There is also something charming about how the game levels the playing field. The oldest cousin, the youngest sibling, the visiting grandparent, and the child who just learned to count to 100 can all sit down together and have a real shot at winning. The game does not care who is the smartest or fastest. It simply asks whether luck is smiling on you today, which is both democratic and slightly terrifying.
And then there is the ending, which is always more dramatic than it has any right to be. The final stretch of the board can feel endless. Players hover near the finish, overshoot, slide down, bounce back, and start bargaining with fate.

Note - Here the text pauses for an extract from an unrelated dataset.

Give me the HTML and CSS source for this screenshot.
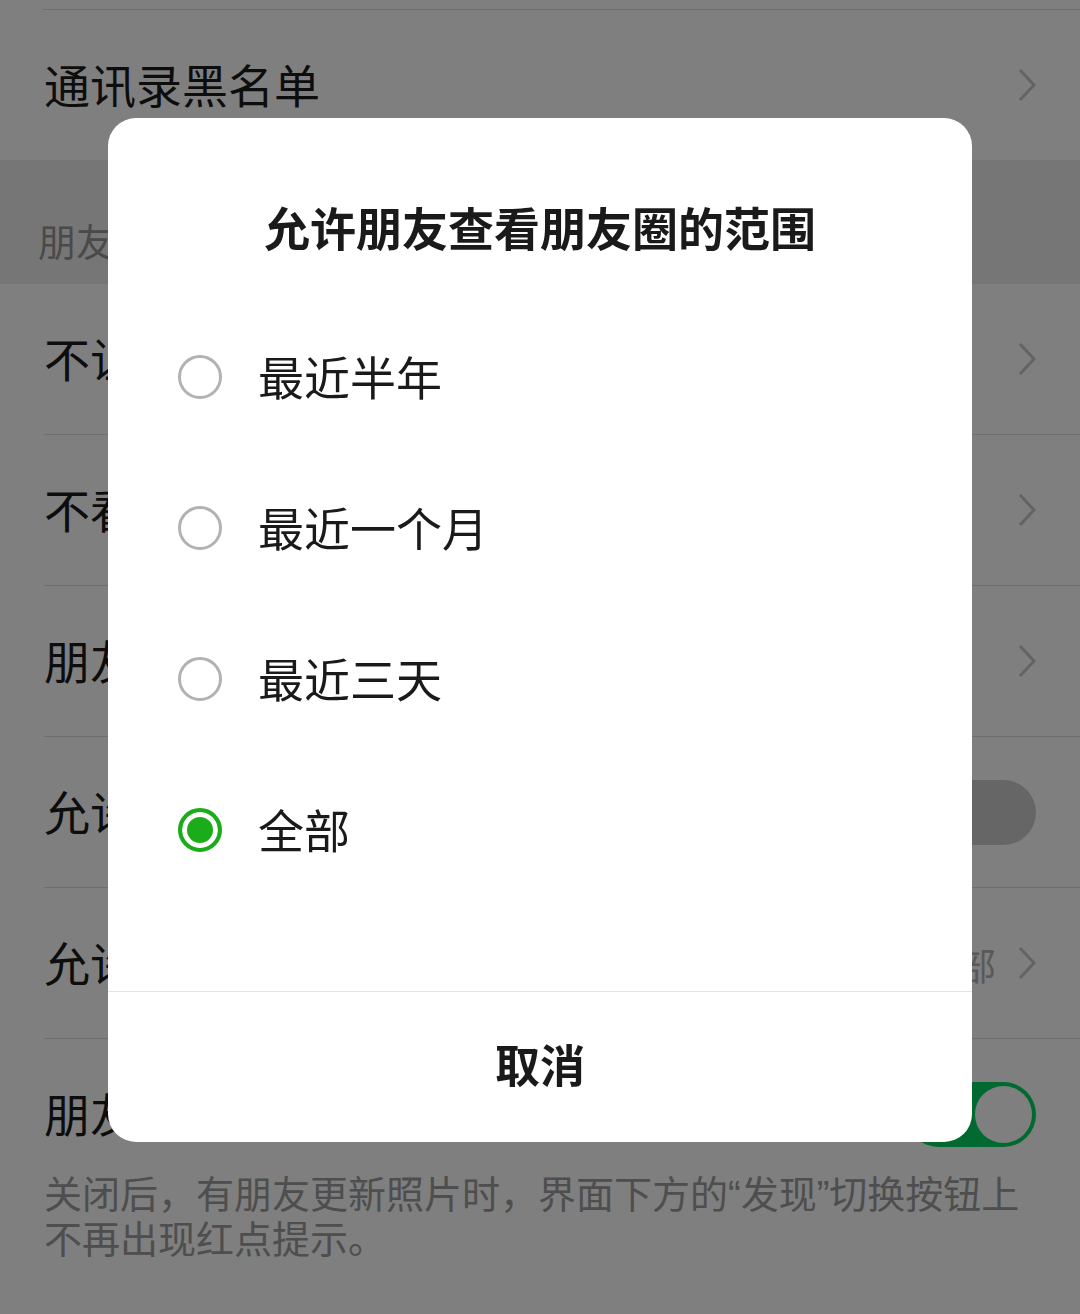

The whole room starts watching every roll like it matters on a national level. When someone finally wins, it usually feels less like a quiet victory and more like surviving a small weather event.
That is the real secret of Snakes and Ladders. People do not remember it because it is complex. They remember it because it creates stories. The unbelievable comeback. The brutal fall from the last row. The game night where a six-year-old beat everybody. The moment everyone laughed at the exact same disaster. Simple games rarely stay alive for centuries unless they make people feel something, and this one definitely does.
Final Thoughts
Snakes and Ladders remains popular because it does not pretend to be anything it is not. It is easy, fast, unpredictable, and just dramatic enough to keep everyone hooked. Its long history gives it real cultural weight, but its modern appeal is wonderfully simple: almost anyone can play, and almost every round produces a story worth retelling.
So if you want a game that teaches basic skills, works across ages, and occasionally causes a player to stare into the middle distance after one tragic roll, Snakes and Ladders still gets the job done. Roll the die, respect the ladder, fear the snake, and try not to get emotionally attached to square 94.